For my topic, I chose John Millington Synge's play, The Playboy of the Western World. Most people aren't familiar with this play, but when it was first produced in Dublin, it incited riots, it was so controversial. The play centers around a man named Christy Mahon from Kerry who arrives at a Mayo pub one night, claiming to have killed his father. Pegeen Mike Flaherty, the daughter of the pub's owner, falls for him because of his bravado, since she is about to marry her wimpy cousin whom she can't stand. Christy tells his story all over the village and is made into a hero; he and Pegeen fall in love along the way. Once he finally believes that he is a hero, his father (who wasn't killed by the blow with the loy--Irish spade) reappears and Pegeen's view of Christy as a daring young man falls apart because she finds out that he used to be no better than Shawn, her fiance. What she fails to see, though, is that he has changed because of her. At the end of the play, Christy takes charge of his father (to his father's delight) and leaves the pub, Mayo, and Pegeen-the curtain closes on her plaintive cry "Oh my grief, I've lost him surely. I've lost the only playboy of the western world." Happy, isn't it?

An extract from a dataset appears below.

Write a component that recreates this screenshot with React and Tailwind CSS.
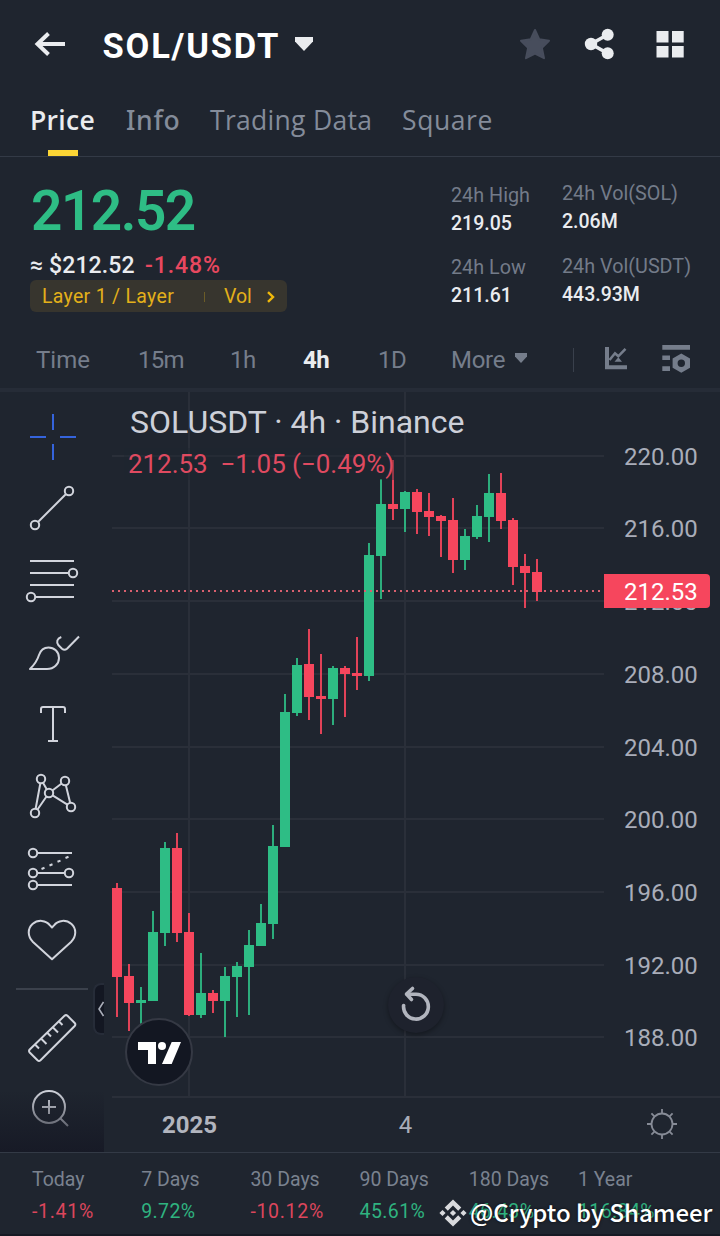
const UP = "#2ebd85";
const DOWN = "#f6465d";

// x centre, wick top, wick bottom, body top, body bottom, rising
const candles = [
  [117, 883, 1017, 888, 977, 0],
  [129, 964, 1031, 976, 1003, 0],
  [141, 987, 1026, 1000, 1003, 1],
  [153, 911, 1001, 932, 1001, 1],
  [165, 842, 946, 848, 933, 1],
  [177, 833, 942, 848, 933, 0],
  [189, 913, 1016, 932, 1015, 0],
  [201, 953, 1018, 993, 1015, 1],
  [213, 990, 1013, 993, 1001, 0],
  [225, 967, 1037, 976, 1001, 1],
  [237, 962, 1017, 966, 977, 1],
  [249, 930, 1015, 945, 967, 1],
  [261, 904, 946, 923, 946, 1],
  [273, 825, 939, 846, 924, 1],
  [285, 694, 847, 712, 847, 1],
  [297, 658, 716, 665, 713, 1],
  [309, 629, 720, 664, 697, 0],
  [321, 654, 734, 696, 699, 0],
  [333, 666, 725, 668, 699, 1],
  [345, 666, 717, 668, 674, 0],
  [357, 637, 690, 673, 676, 0],
  [369, 543, 681, 555, 676, 1],
  [381, 479, 599, 504, 556, 1],
  [393, 460, 520, 504, 509, 0],
  [405, 491, 532, 492, 509, 1],
  [417, 489, 534, 492, 512, 0],
  [429, 493, 536, 511, 517, 0],
  [441, 515, 557, 516, 521, 0],
  [453, 498, 573, 520, 560, 0],
  [465, 529, 570, 536, 560, 1],
  [477, 505, 539, 516, 537, 1],
  [489, 474, 542, 493, 517, 1],
  [501, 473, 529, 493, 521, 0],
  [513, 518, 585, 520, 567, 0],
  [525, 554, 608, 566, 573, 0],
  [537, 559, 601, 572, 592, 0],
];

const priceLines = [
  [456, "220.00"],
  [528, "216.00"],
  [601, "212.00"],
  [674, "208.00"],
  [747, "204.00"],
  [819, "200.00"],
  [892, "196.00"],
  [965, "192.00"],
  [1037, "188.00"],
];

function Header() {
  return (
    <header className="flex h-[92px] shrink-0 items-start">
      <svg className="mt-[30px] ml-[34px] h-7 w-8" viewBox="34 30 32 28" fill="none" stroke="#eaecef" strokeWidth="4">
        <path d="M65 44H38M48.5 33.5L37.5 44L48.5 54.5" />
      </svg>
      <h1 className="ml-[36.5px] w-[192.5px] font-[Roboto,sans-serif] text-[34.5px] leading-[92px] font-bold tracking-[1.8px] whitespace-nowrap text-white">
        SOL/USDT
      </h1>
      <svg className="mt-[37px] h-[14px] w-[18px]" viewBox="0 0 18 14" fill="#eaecef">
        <path d="M0 0H18V4.5L9 14L0 4.5Z" />
      </svg>
      <svg className="mt-[28px] ml-[206px] h-8 w-8" viewBox="519 28 32 32" fill="#474d5c" stroke="#474d5c" strokeWidth="2" strokeLinejoin="round">
        <path d="M535 30L539.2 39.2L549 40.7L541.9 47.9L544 58.2L535 53.6L526 58.2L528.1 47.9L521 40.7L530.8 39.2Z" />
      </svg>
      <svg className="mt-[28px] ml-[33px] h-8 w-8" viewBox="584 28 32 32" fill="#eaecef">
        <path d="M607.5 34.8L591 44L607.5 53.2" fill="none" stroke="#eaecef" strokeWidth="3.6" />
        <circle cx="591" cy="44" r="6.2" />
        <circle cx="607.7" cy="34.8" r="6" />
        <circle cx="607.7" cy="53.2" r="6" />
      </svg>
      <svg className="mt-[30px] ml-[40px] h-7 w-7" viewBox="656 30 28 28" fill="#eaecef">
        <path d="M656.5 31h12v11.5h-12zM672 31h11.7v11.5H672zM656.5 46h12v11.5h-12zM672 46h11.7v11.5H672z" />
      </svg>
    </header>
  );
}

function Tabs() {
  return (
    <nav className="flex h-[65px] shrink-0 border-b border-[#333a46] pl-[30px] font-['Open_Sans',sans-serif] text-[26.5px] leading-[57px] font-medium whitespace-nowrap text-[#848c9a]">
      <div className="relative w-[96px] font-semibold tracking-[0.3px] text-[#eaecef]">
        Price
        <span className="absolute top-[58px] left-[18px] h-[6px] w-[30px] bg-[#fcd535]" />
      </div>
      <div className="w-[84px] font-['Noto_Sans',sans-serif] tracking-[0.7px]">Info</div>
      <div className="w-[192px] tracking-[0.3px]">Trading Data</div>
      <div className="tracking-[0.6px]">Square</div>
    </nav>
  );
}

function Stat({ label, value }) {
  return (
    <div>
      <div className="text-[19.8px] text-[#737b89]">{label}</div>
      <div className="text-[19.5px] font-medium text-[#eaecef]">{value}</div>
    </div>
  );
}

function Summary() {
  return (
    <section className="flex h-[175px] shrink-0 pl-[30px] font-[Roboto,sans-serif] whitespace-nowrap">
      <div className="w-[421px]">
        <div className="mt-[21px] h-[67px] pl-[1px] text-[55px] leading-[67px] font-semibold tracking-[-1.5px] text-[#2ebd85]">212.52</div>
        <div className="flex h-[35px] text-[23px] leading-[42px] font-medium">
          <span className="w-[115px] tracking-[0.1px] text-[#eaecef]">≈ $212.52</span>
          <span className="tracking-[0.9px] text-[#e8485f]">-1.48%</span>
        </div>
        <div className="flex h-8 w-[257px] items-center rounded-[6px] bg-[#37352e] pt-px pl-3 text-[19.5px] text-[#e3b01a]">
          <span className="w-[162px] tracking-[0.3px]">Layer 1 / Layer</span>
          <span className="mr-[19px] h-2.5 w-px bg-[#6b5c27]" />
          <span className="w-[43px]">Vol</span>
          <svg className="h-3 w-2" viewBox="0 0 8 12" fill="none" stroke="#f0b90b" strokeWidth="2.4">
            <path d="M1 1.2L6 6L1 10.8" />
          </svg>
        </div>
      </div>
      <div className="flex w-[111px] flex-col gap-4 pt-[25px] leading-7">
        <Stat label="24h High" value="219.05" />
        <Stat label="24h Low" value="211.61" />
      </div>
      <div className="flex flex-col gap-[17px] pt-[23px] leading-7">
        <Stat label="24h Vol(SOL)" value="2.06M" />
        <Stat label="24h Vol(USDT)" value="443.93M" />
      </div>
    </section>
  );
}

function Timeframes() {
  return (
    <div className="flex h-14 shrink-0 items-center pl-9 font-[Roboto,sans-serif] text-[24px] leading-[56px] whitespace-nowrap text-[#757d8b]">
      <span className="w-[102px]">Time</span>
      <span className="w-[92px] tracking-[-0.8px]">15m</span>
      <span className="w-[73px] tracking-[-0.5px]">1h</span>
      <span className="w-[75px] font-bold tracking-[-0.4px] text-[#eaecef]">4h</span>
      <span className="w-[73px] tracking-[-0.5px]">1D</span>
      <span className="w-[64px] tracking-[-0.3px]">More</span>
      <svg className="mb-1 h-[10px] w-[12px]" viewBox="0 0 12 10" fill="#757d8b">
        <path d="M0 0H12V3.5L6 10L0 3.5Z" />
      </svg>
      <span className="ml-[46px] h-6 w-px bg-[#39404c]" />
      <svg className="mb-1 ml-[30px] h-6 w-6" viewBox="604 346 24 24" fill="none" stroke="#757d8b">
        <path d="M607 347V367.3H627" strokeWidth="4" />
        <path d="M609.5 360L615 353.3L618.3 356.3L625.5 348.8" strokeWidth="2.6" />
        <path d="M614.5 361.8L618.3 357.2L622 361.8Z" fill="#757d8b" stroke="none" />
      </svg>
      <svg className="mb-0.5 ml-[33px] h-7 w-[30px]" viewBox="661 345 30 28" fill="#757d8b">
        <path d="M662.3 345H690V349.8H662.3zM662.3 355.6H670V360H662.3zM662.3 366.2H670V371H662.3z" />
        <path fillRule="evenodd" d="M681.3 353.5L690 358.5V367.8L681.3 372.8L672.6 367.8V358.5ZM681.3 359.5A3.7 3.7 0 1 0 681.3 366.9A3.7 3.7 0 1 0 681.3 359.5Z" />
      </svg>
    </div>
  );
}

function Tool({ top, color = "#d1d4dc", children }) {
  return (
    <svg
      className="h-[72px] w-[72px] shrink-0"
      viewBox={`16 ${top} 72 72`}
      fill="none"
      stroke={color}
      strokeWidth="2"
      strokeLinejoin="round"
    >
      {children}
    </svg>
  );
}

function Toolbar() {
  return (
    <aside className="relative flex w-[104px] shrink-0 flex-col pt-[9px] pl-4">
      <Tool top={401} color="#3564dd">
        <path d="M53 414V430M53 444V460M30 437H46M60 437H76" />
      </Tool>
      <Tool top={473}>
        <circle cx="69" cy="491" r="4.2" />
        <circle cx="35" cy="525" r="4.2" />
        <path d="M38 522L66 494" />
      </Tool>
      <Tool top={545}>
        <path d="M30 561H74M30 573H69M30 585H74M35.5 597H74" />
        <circle cx="73" cy="573" r="4.2" />
        <circle cx="31" cy="597" r="4.2" />
      </Tool>
      <Tool top={617}>
        <path d="M30 669H47C54 669 59 664 59 658C59 651.5 54 647.5 48.5 647.5C43 647.5 40.5 650.5 39 655C37.3 660.5 34 665 30 669Z" />
        <path d="M61.3 637C57 638.5 56 642 58.5 645.3L62 648.8C63.7 650.2 65.3 650.2 67 648.8L79 636.5" />
      </Tool>
      <Tool top={689}>
        <path d="M41 713V709Q41 707 43 707H63Q65 707 65 709V713M53 707V741M48 741H58" />
      </Tool>
      <Tool top={761}>
        <path d="M40.4 783L35.6 809M43 782.7L47 789.7M52.4 790.5L61.6 783.5M65.8 785L70.2 803M52.6 795.3L67.4 804.7M46.5 796.5L37.5 809.5" />
        <circle cx="41" cy="779" r="4.2" />
        <circle cx="65" cy="781" r="4.2" />
        <circle cx="49" cy="793" r="4.2" />
        <circle cx="71" cy="807" r="4.2" />
        <circle cx="35" cy="813" r="4.2" />
      </Tool>
      <Tool top={833}>
        <circle cx="33" cy="853" r="4.2" />
        <circle cx="33" cy="873" r="4.2" />
        <circle cx="69" cy="873" r="4.2" />
        <circle cx="33" cy="885" r="4.2" />
        <path d="M37.5 853H72M37.5 873H64.5M37.5 885H72" />
        <path d="M41.5 869L44.5 867.8M49.5 865.5L52.5 864.3M57.5 861.8L60.5 860.6M65.5 858L68.5 856.8" />
      </Tool>
      <Tool top={905}>
        <path d="M52 959.3L33 942C27.3 936.3 27.5 928.5 32.5 924C38 919.3 46 920 50 925.3L52 927.5L54 925.3C58 920 66 919.3 71.5 924C76.5 928.5 76.7 936.3 71 942Z" />
      </Tool>
      <div className="mt-[11px] mb-3 h-[2px] w-[72px] shrink-0 bg-[#3b414c]" />
      <Tool top={1002}>
        <path d="M64.5 1015.8Q66 1014.5 67.5 1015.8L74.7 1023Q76 1024.5 74.7 1026L40.5 1060.3Q39 1061.6 37.5 1060.3L29.7 1052.5Q28.4 1051 29.7 1049.5Z" />
        <path d="M35 1044.5L39 1048.5M41 1038.5L46.5 1044M47 1032.5L51 1036.5M52.5 1027L58 1032.5M58.5 1021L62.5 1025" />
      </Tool>
      <Tool top={1074}>
        <circle cx="49" cy="1107" r="16" />
        <path d="M42 1107H56M49 1100V1114M60.5 1118.5L68 1126" />
      </Tool>
      <div className="absolute bottom-0 left-0 h-[62px] w-[104px] bg-linear-to-b from-[#171a26]/0 to-[#171a26]" />
      <div className="absolute top-[591px] right-0 flex h-[52px] w-[11px] items-center overflow-hidden rounded-l-[8px] border-2 border-r-0 border-[#262c38] bg-[#131722]">
        <svg className="ml-[3px] h-4 w-[6px]" viewBox="0 0 6 16" fill="none" stroke="#a9adb8" strokeWidth="1.6">
          <path d="M5.5 1L1 8L5.5 15" />
        </svg>
      </div>
    </aside>
  );
}

function Chart() {
  return (
    <div className="relative w-[616px]">
      <svg className="block h-[760px] w-[616px]" viewBox="104 392 616 760" fontFamily="Roboto, sans-serif">
        <g stroke="#2a2f39" strokeWidth="2">
          {priceLines.map(([y]) => (
            <path key={y} d={`M112 ${y}H604`} />
          ))}
          <path d="M189 392V1096M405 392V1096M112 1097H720" />
        </g>
        <g fontSize="24" fill="#a9adb9">
          {priceLines.map(([y, label]) => (
            <text key={y} x="624" y={y + 9}>{label}</text>
          ))}
          <text x="189.5" y="1133" textAnchor="middle" fontWeight="700" fill="#b2b5be">2025</text>
          <text x="405.5" y="1133" textAnchor="middle">4</text>
        </g>
        {candles.map(([x, high, low, top, bottom, rising]) => (
          <g key={x} fill={rising ? UP : DOWN}>
            <rect x={x - 1} y={high} width="2" height={low - high} opacity="0.9" />
            <rect x={x - 5} y={top} width="10" height={bottom - top} />
          </g>
        ))}
        <path d="M112 591H604" stroke="#d9606f" strokeWidth="2" strokeDasharray="2 4" />
        <path d="M604 574H706Q710 574 710 578V604Q710 608 706 608H604Z" fill={DOWN} />
        <text x="624" y="600" fontSize="24" fill="#fff">212.53</text>
        <g fill="none" stroke="#868b96" strokeWidth="1.8">
          <circle cx="662" cy="1124" r="10.5" />
          <path d="M662 1109V1113M662 1135V1139M647 1124H651M673 1124H677M651.4 1113.4L654.4 1116.4M669.6 1131.6L672.6 1134.6M651.4 1134.6L654.4 1131.6M669.6 1116.4L672.6 1113.4" />
        </g>
      </svg>
      <div className="absolute top-[12px] left-[26px] font-[Roboto,sans-serif] text-[32px] leading-9 whitespace-nowrap text-[#cdd0d9]">
        SOLUSDT · 4h · Binance
      </div>
      <div className="absolute top-[56px] left-[20px] bg-[#1f252f]/40 pl-1 font-[Roboto,sans-serif] text-[26px] leading-8 tracking-[-0.05px] whitespace-pre text-[#df4a60]">
        {"212.53  −1.05 (−0.49%)"}
      </div>
      <div className="absolute top-[585px] left-[284px] flex h-14 w-14 items-center justify-center rounded-full bg-[#1e222d] shadow-[0_2px_5px_rgba(0,0,0,0.35)]">
        <svg className="h-10 w-10" viewBox="396 985 40 40" fill="none" stroke="#b2b5be" strokeWidth="3.6" strokeLinecap="round" strokeLinejoin="round">
          <path d="M403.6 1005.5A12.4 12.4 0 1 0 416 994.3H407" />
          <path d="M412.5 988.5L406.5 994L411.5 999.5" />
        </svg>
      </div>
      <div className="absolute top-[626px] left-[21px] flex h-[68px] w-[68px] items-center justify-center rounded-full border-2 border-[#353944] bg-[#131722]">
        <svg className="h-[22px] w-[44px]" viewBox="137 1041 44 22" fill="#fff" overflow="visible">
          <path d="M138 1042H156V1064H148V1050H138ZM171.7 1042H181L171.7 1064H162Z" />
          <circle cx="162" cy="1046" r="4" />
        </svg>
      </div>
    </div>
  );
}

const periods = [
  ["Today", "-1.41%"],
  ["7 Days", "9.72%"],
  ["30 Days", "-10.12%"],
  ["90 Days", "45.61%"],
  ["180 Days", "46.43%"],
  ["1 Year", "116.84%"],
];

function Performance() {
  return (
    <footer className="relative flex h-[84px] shrink-0 border-t border-b-2 border-t-[#333a46] border-b-[#161a24] pt-[11px] pl-8 font-[Roboto,sans-serif] text-[19.5px] leading-8 whitespace-nowrap">
      {periods.map(([label, change]) => (
        <div key={label} className="w-[109.2px] shrink-0">
          <div className="text-[#7a828f]">{label}</div>
          <div className={change.startsWith("-") ? "tracking-[0.7px] text-[#dc465c]" : "tracking-[0.4px] text-[#2fb380]"}>{change}</div>
        </div>
      ))}
      <div className="absolute top-[41px] left-[439px] flex items-center gap-[3px] font-['Noto_Sans_CJK_SC',sans-serif] text-[24px] leading-9 font-medium text-white [text-shadow:0_0_3px_#000a]">
        <svg className="mt-0.5 h-[28px] w-[28px]" viewBox="-14 -14 28 28" fill="#d9dadd">
          <path d="M0 -13.6L8.3 -5.4L5.2 -2.3L0 -7.4L-5.2 -2.3L-8.3 -5.4ZM0 13.6L8.3 5.4L5.2 2.3L0 7.4L-5.2 2.3L-8.3 5.4ZM0 -3.1L3.1 0L0 3.1L-3.1 0ZM10.5 -3.1L13.6 0L10.5 3.1L7.4 0ZM-10.5 -3.1L-7.4 0L-10.5 3.1L-13.6 0Z" />
        </svg>
        <span>@Crypto by Shameer</span>
      </div>
    </footer>
  );
}

export default function App() {
  return (
    <div className="flex h-[1236px] w-[720px] flex-col overflow-hidden bg-[#1f252f]">
      <Header />
      <Tabs />
      <Summary />
      <Timeframes />
      <div className="h-1 shrink-0 bg-[#262c37]" />
      <main className="flex h-[760px] shrink-0">
        <Toolbar />
        <Chart />
      </main>
      <Performance />
    </div>
  );
}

So, I looked at the initial reception as documented through articles and letters to the editor in The Irish Times. I then looked at tons of criticism, dividing it into critics I agreed with and critics I did not. My reading of the play said that Pegeen was the creator of the person that Christy becomes over the course of the play; many critics do not agree, so I responded to their criticism by pointing out the places in the text which point to my reading. I also augmented my own analysis with the critics that do agree with me. 25 pages, 50 sources, and manymanymany proofreadings later, it is finished. I'm waiting on one final approval of a small citation technicality from my thesis advisor and then it will be off to print.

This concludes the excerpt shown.